Interestingly, Miller, the most important comic-book artist of the last 25 years, chose to make his solo directorial debut with somebody else's superhero, and a relatively obscure and vintage one at that. The Spirit was created in 1940 by the late, great Will Eisner, a beloved figure in comics who brought a cinematic flair to his drawing board that influenced several generations. No one admired Eisner more than Miller -- in 2005, shortly after Eisner's death, the book "Eisner/Miller" hit shelves with 350 pages of collected conversation between the artists as a sort of comic-book sector version of the landmark 1967 film book "Hitchcock/Truffaut."

"I adored Will Eisner and took a real 'Don't tread on me' approach when I came to this movie.
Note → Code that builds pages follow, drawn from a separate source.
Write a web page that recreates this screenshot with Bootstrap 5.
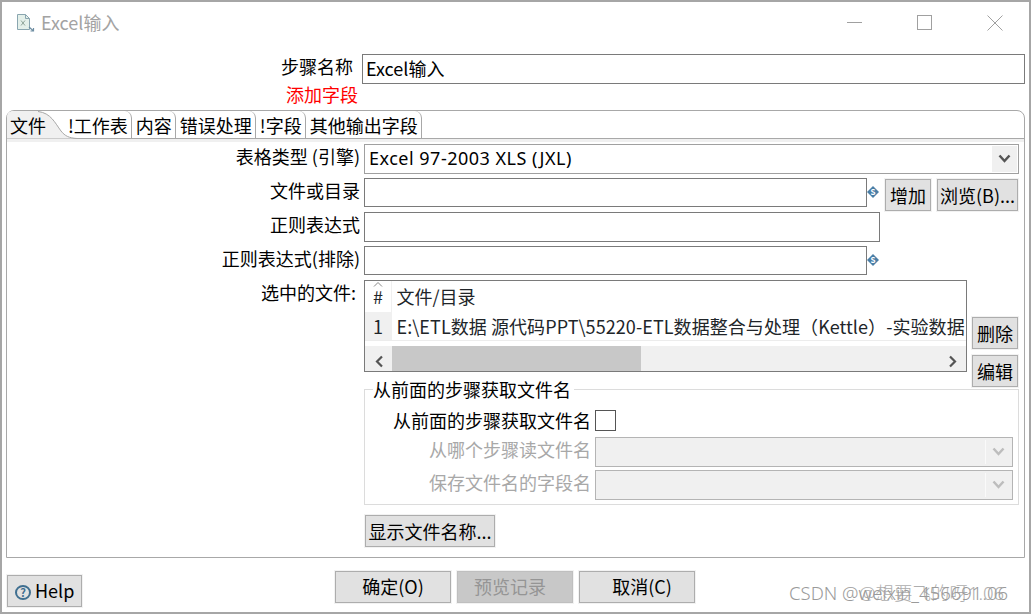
<!DOCTYPE html>
<html lang="zh">
<head>
<meta charset="utf-8">
<title>Excel输入</title>
<link rel="stylesheet" href="https://cdn.jsdelivr.net/npm/bootstrap@5.3.0/dist/css/bootstrap.min.css">
<style>
html,body{height:100%;overflow:hidden}
body{font-family:"Noto Sans CJK SC","Noto Sans",sans-serif;font-size:18px;line-height:24px;color:#000;background:#fff}
.win{width:1031px;height:614px;border:2px solid #a6a6a6;position:relative;overflow:hidden}
.titlebar{height:38px;padding:4px 0 0 13px}
.titletxt{color:#a3a3a3;margin:-2px 0 0 5px}
.winctl{margin-right:26px;gap:54px}
.namerow{height:30px;margin-top:14px;padding-right:4px}
.namelbl{width:351px;text-align:right;margin-right:9px;line-height:24px}
.addfld{height:26px;width:356px;text-align:right;color:#f00;line-height:20px}
.sw-in{height:30px;border:1px solid #7a7a7a;border-radius:0;padding:0 3px 2px;font-size:18px;line-height:26px;color:#000;box-shadow:none}
.folder{width:1019px;height:448px;margin:0 0 0 4px;border:1px solid #a8a8a8;border-radius:8px 8px 0 0}
.tabstrip{height:28px;border-bottom:1px solid #a8a8a8}
.swtab{height:27px;line-height:28px;padding:0 3px 0 4px;border-right:1px solid #a8a8a8;border-top-right-radius:7px;white-space:nowrap}
.swtab1{width:61px;padding:0 0 0 3px;position:relative;border:0;z-index:1}
.swtab1 svg{position:absolute;left:0;top:0;z-index:-1}
.swtab2{padding-left:0}
.panel{height:418px;border-top:3px solid #f0f0f0}
.frow{height:34px;padding-top:2px}
.lbl{width:353px;text-align:right;margin-right:4px;line-height:24px;white-space:nowrap}
.fld{width:503px;height:29px}
.fldwide{width:516px;height:30px}
.swbtn{background:#e1e1e1;border:1px solid #adadad;outline:1px solid #f2f2f2;border-radius:0;padding:0;font-size:18px;line-height:24px;color:#000;white-space:nowrap}
.sq{width:46px;height:32px}
.combo{width:655px;height:30px;border:1px solid #a0a0a0;padding:2px 1px 2px 4px;line-height:24px}
.combotxt{margin-top:-3px;font-family:"Noto Sans",sans-serif;letter-spacing:.5px}
.comboarrow{width:25px;height:26px;background:#f0f0f0}
.varicon{width:12px;margin:8px 6px 0 0}
.browse{width:81px;margin-left:6px}
.addb{margin-top:1px}
.frow5{height:111px;padding-top:2px}
.grid{width:603px;height:92px;border:1px solid #7a7a7a;overflow:hidden}
.gridbody{height:65px}
.gridtable{table-layout:fixed;width:601px;--bs-table-bg:transparent}
.gridtable td{padding:0 0 0 5px;border:0;white-space:nowrap;overflow:hidden;vertical-align:middle;line-height:24px}
.gridtable tr:first-child td{height:31px;padding-bottom:2px}
.gridtable tr:nth-child(2) td{height:28px;border-bottom:1px solid #ececec;letter-spacing:.07px}
.gridtable .nr{width:26px;border-right:1px solid #f0f0f0;padding-left:8px;position:relative}
.gridtable tr:nth-child(2) .nr{background:#f0f0f0}
.sortup{position:absolute;left:8px;top:1px}
.hscroll{height:25px;background:#f0f0f0}
.sbarrow{width:27px}
.thumb{width:249px;height:100%;background:#c8c8c8}
.sidebtns{margin-left:5px;padding-top:37px;gap:6px}
.grp{width:655px;height:116px;margin-left:357px;border:1px solid #dcdcdc;position:relative;padding-top:19px}
.grplegend{position:absolute;left:8px;top:-13px;background:#fff;padding-right:3px;line-height:24px}
.glbl{width:226px;text-align:right;margin-right:4px;line-height:22px}
.swcheck{width:21px;height:21px;border:1px solid #555;background:#fff}
.gr2{margin-top:6px;height:29px}
.gr3{margin-top:4px;height:29px}
.dim{color:#a8a8a8;margin-bottom:6px}
.disco{width:418px;height:30px;border:1px solid #b4b4b4;background:#f0f0f0;padding:2px;justify-content:flex-end}
.discoarr{width:25px;border-left:1px solid #fafafa}
.showbtn{width:130px;height:32px;margin:10px 0 0 358px}
.foot{height:51px;position:relative}
.helpb{width:75px;height:32px;margin:17px 0 0 5px;text-align:left;padding:0 0 2px 7px}
.qm{display:inline-flex;width:16px;height:15px;border:2px solid #3f6f90;border-radius:50%;font-size:11px;line-height:10px;color:#3f6f90;align-items:center;justify-content:center;margin-right:4px;vertical-align:1px;font-weight:700}
.act{width:116px;height:32px;margin:13px 6px 0 0;padding-bottom:2px}
.acts{margin-left:253px}
.swbtn.swoff:disabled{background:#c8c8c8;color:#959595;border-color:#bfbfbf;opacity:1;padding-right:10px}
.actlast{padding-left:10px}
.wm1,.wm2{position:absolute;top:23px;color:#9a9a9a;font-size:18.5px;white-space:nowrap;font-family:"Noto Sans","Noto Sans CJK SC",sans-serif;font-weight:300}
.wm1{left:787px}
.wm2{left:857px;opacity:.8}
</style>
</head>
<body>
<div class="win">
  <div class="titlebar d-flex align-items-center">
    <svg width="21" height="20" viewBox="0 0 21 20"><path d="M2.500 1.500h8l4 4v11h-12z" fill="#e4f0ea" stroke="#8aa6b0"/><path d="M10.500 1.500v4h4" fill="none" stroke="#8aa6b0"/><path d="M6 7.500l4 5m0-5l-4 5" stroke="#8fa59a" fill="none"/><path d="M14 14l4.500 4m0-3v3h-3" stroke="#6f8ea3" fill="none" stroke-width="1.200"/></svg>
    <span class="titletxt">Excel输入</span>
    <div class="winctl d-flex align-items-center ms-auto">
      <svg width="16" height="16" viewBox="0 0 16 16"><path d="M0 7.500h15" stroke="#a0a0a0"/></svg>
      <svg width="16" height="16" viewBox="0 0 16 16"><rect x=".5" y=".5" width="14" height="14" fill="none" stroke="#a0a0a0"/></svg>
      <svg width="16" height="16" viewBox="0 0 16 16"><path d="M.5.500l15 15m0-15l-15 15" stroke="#a0a0a0"/></svg>
    </div>
  </div>
  <div class="namerow d-flex">
    <div class="namelbl">步骤名称</div>
    <input class="form-control sw-in flex-grow-1 w-auto" value="Excel输入">
  </div>
  <div class="addfld">添加字段</div>
  <div class="folder">
    <div class="tabstrip d-flex">
      <div class="swtab swtab1">文件
        <svg width="72" height="28" viewBox="0 0 72 28"><path d="M0 28V6Q0 0 6 0H31C44 2 48 12 54 20C58 25 62 27 70 27.500H0Z" fill="#f0f0f0"/><path d="M31 .5C44 2 48 12 54 20C58 25 62 27 70 27.500" fill="none" stroke="#a8a8a8"/></svg>
      </div>
      <div class="swtab swtab2">&#33;工作表</div>
      <div class="swtab">内容</div>
      <div class="swtab">错误处理</div>
      <div class="swtab">&#33;字段</div>
      <div class="swtab">其他输出字段</div>
    </div>
    <div class="panel">
      <div class="frow d-flex">
        <div class="lbl">表格类型 (引擎)</div>
        <div class="combo d-flex justify-content-between align-items-center">
          <span class="combotxt">Excel 97-2003 XLS (JXL)</span>
          <span class="comboarrow d-flex align-items-center justify-content-center"><svg width="13" height="10" viewBox="0 0 13 10"><path d="M1.500 1.500L6.500 7l5-5.500" fill="none" stroke="#555" stroke-width="2.500"/></svg></span>
        </div>
      </div>
      <div class="frow d-flex">
        <div class="lbl">文件或目录</div>
        <input class="form-control sw-in fld">
        <svg class="varicon align-self-start" width="12" height="12" viewBox="0 0 12 12"><path d="M6 0l6 6-6 6-6-6z" fill="#4a7ea6"/><text x="6" y="9" font-size="8" font-weight="700" text-anchor="middle" fill="#fff">S</text></svg>
        <button class="btn swbtn sq addb">增加</button>
        <button class="btn swbtn sq browse addb">浏览(B)...</button>
      </div>
      <div class="frow d-flex">
        <div class="lbl">正则表达式</div>
        <input class="form-control sw-in fld fldwide">
      </div>
      <div class="frow d-flex">
        <div class="lbl">正则表达式(排除)</div>
        <input class="form-control sw-in fld">
        <svg class="varicon align-self-start" width="12" height="12" viewBox="0 0 12 12"><path d="M6 0l6 6-6 6-6-6z" fill="#4a7ea6"/><text x="6" y="9" font-size="8" font-weight="700" text-anchor="middle" fill="#fff">S</text></svg>
      </div>
      <div class="frow frow5 d-flex">
        <div class="lbl">选中的文件:&nbsp;</div>
        <div class="grid">
          <div class="gridbody">
            <table class="table gridtable m-0">
              <tr><td class="nr"><svg class="sortup" width="10" height="5" viewBox="0 0 10 5"><path d="M1 4.500l4-4 4 4" fill="none" stroke="#888"/></svg>#</td><td>文件/目录</td></tr>
              <tr><td class="nr">1</td><td>E:\ETL数据 源代码PPT\55220-ETL数据整合与处理（Kettle）-实验数据</td></tr>
            </table>
          </div>
          <div class="hscroll d-flex align-items-center">
            <span class="sbarrow text-center"><svg width="10" height="13" viewBox="0 0 10 13"><path d="M8 1.500L3 6.500l5 5" fill="none" stroke="#555" stroke-width="2.200"/></svg></span>
            <span class="thumb"></span>
            <span class="sbarrow text-center ms-auto"><svg width="10" height="13" viewBox="0 0 10 13"><path d="M2 1.500l5 5-5 5" fill="none" stroke="#555" stroke-width="2.200"/></svg></span>
          </div>
        </div>
        <div class="sidebtns d-flex flex-column">
          <button class="btn swbtn sq">删除</button>
          <button class="btn swbtn sq">编辑</button>
        </div>
      </div>
      <div class="grp">
        <div class="grplegend">从前面的步骤获取文件名</div>
        <div class="d-flex align-items-center">
          <div class="glbl">从前面的步骤获取文件名</div>
          <span class="swcheck"></span>
        </div>
        <div class="d-flex align-items-center gr2">
          <div class="glbl dim">从哪个步骤读文件名</div>
          <div class="disco d-flex"><span class="discoarr d-flex align-items-center justify-content-center"><svg width="13" height="10" viewBox="0 0 13 10"><path d="M1.500 1.500L6.500 7l5-5.500" fill="none" stroke="#bdbdbd" stroke-width="2.500"/></svg></span></div>
        </div>
        <div class="d-flex align-items-center gr3">
          <div class="glbl dim">保存文件名的字段名</div>
          <div class="disco d-flex"><span class="discoarr d-flex align-items-center justify-content-center"><svg width="13" height="10" viewBox="0 0 13 10"><path d="M1.500 1.500L6.500 7l5-5.500" fill="none" stroke="#bdbdbd" stroke-width="2.500"/></svg></span></div>
        </div>
      </div>
      <button class="btn swbtn showbtn d-block">显示文件名称...</button>
    </div>
  </div>
  <div class="foot d-flex align-items-start">
    <button class="btn swbtn helpb"><span class="qm">?</span>Help</button>
    <div class="acts d-flex">
      <button class="btn swbtn act">确定(O)</button>
      <button class="btn swbtn act swoff" disabled>预览记录</button>
      <button class="btn swbtn act actlast">取消(C)</button>
    </div>
    <span class="wm1">CSDN @weixin_456691.06</span>
    <span class="wm2">@想要飞的呀1.06</span>
  </div>
</div>
<script src="https://cdn.jsdelivr.net/npm/bootstrap@5.3.0/dist/js/bootstrap.bundle.min.js"></script>
</body>
</html>
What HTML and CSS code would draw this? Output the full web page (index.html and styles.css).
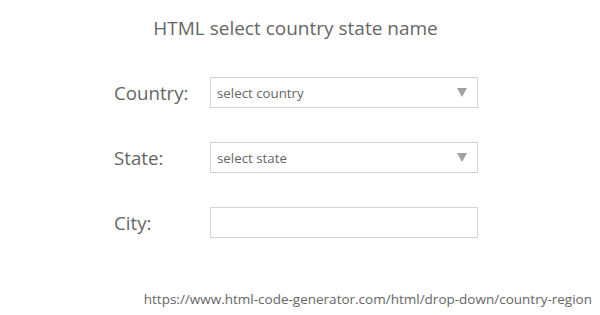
FILE: index.html
```html
<!DOCTYPE html>
<html lang="en">
<head>
<meta charset="UTF-8">
<title>HTML select country state name</title>
<link rel="stylesheet" href="styles.css">
</head>
<body>
<h1 class="title">HTML select country state name</h1>
<form class="location">
    <label class="label" for="country">Country:</label>
    <div class="pick">
        <select id="country"><option>select country</option></select>
    </div>

    <label class="label" for="state">State:</label>
    <div class="pick">
        <select id="state"><option>select state</option></select>
    </div>

    <label class="label" for="city">City:</label>
    <input class="field" id="city" type="text">
</form>
<p class="source">https://www.html-code-generator.com/html/drop-down/country-region</p>
</body>
</html>
```

FILE: styles.css
```css
body{margin:8px;color:#666;font-family:"Open Sans","Noto Sans",sans-serif;background:#fff;}
.title{margin:7px 0 0;padding-right:9px;font-size:19px;font-weight:normal;line-height:26px;text-align:center;color:#666;}
.location{display:grid;grid-template-columns:96px 268px;grid-auto-rows:31px;row-gap:34px;align-items:center;margin:36px 0 0 106px;}
.label{font-size:18.7px;color:#666;}
.pick{position:relative;height:31px;}
.pick select{width:100%;height:31px;margin:0;padding:0 6px;border:1px solid #d4d4d4;border-radius:0;background:#fff;color:#666;font:13.3px "Open Sans","Noto Sans",sans-serif;appearance:none;-webkit-appearance:none;outline:none;}
.pick::after{content:"";position:absolute;right:11px;top:11px;width:0;height:0;border-left:5px solid transparent;border-right:5px solid transparent;border-top:9px solid #a0a0a0;pointer-events:none;}
.field{box-sizing:border-box;width:100%;height:31px;margin:0;border:1px solid #d4d4d4;padding:0 6px;}
.source{margin:52px 0 0;font-size:13.5px;text-align:right;color:#666;}
```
At the same time I was willing to tread all over it. I knew Will always wanted to do something fresh and new, not some stodgy old thing that aspires to be revered. I don't want anybody to bow to this movie. I want a ripping good yarn. It is not an antique."

The film is certainly of-the-moment with its "digital back lot" approach -- it was filmed against a green screen at a production complex in New Mexico and the backgrounds and settings were added well after the acting was done. With its dramatic use of color, stylized grit and dream-time physics, it will remind some viewers of "Sin City," the 2005 film co-directed by Robert Rodriguez and Miller that served as the comic-book artist's crash course in filmmaking. Unlike that film, however, "The Spirit" is laced with a fedora romance and screwball comedy sensibility that makes it a digitalized kindred soul to "Dick Tracy," Warren Beatty's 1990 film.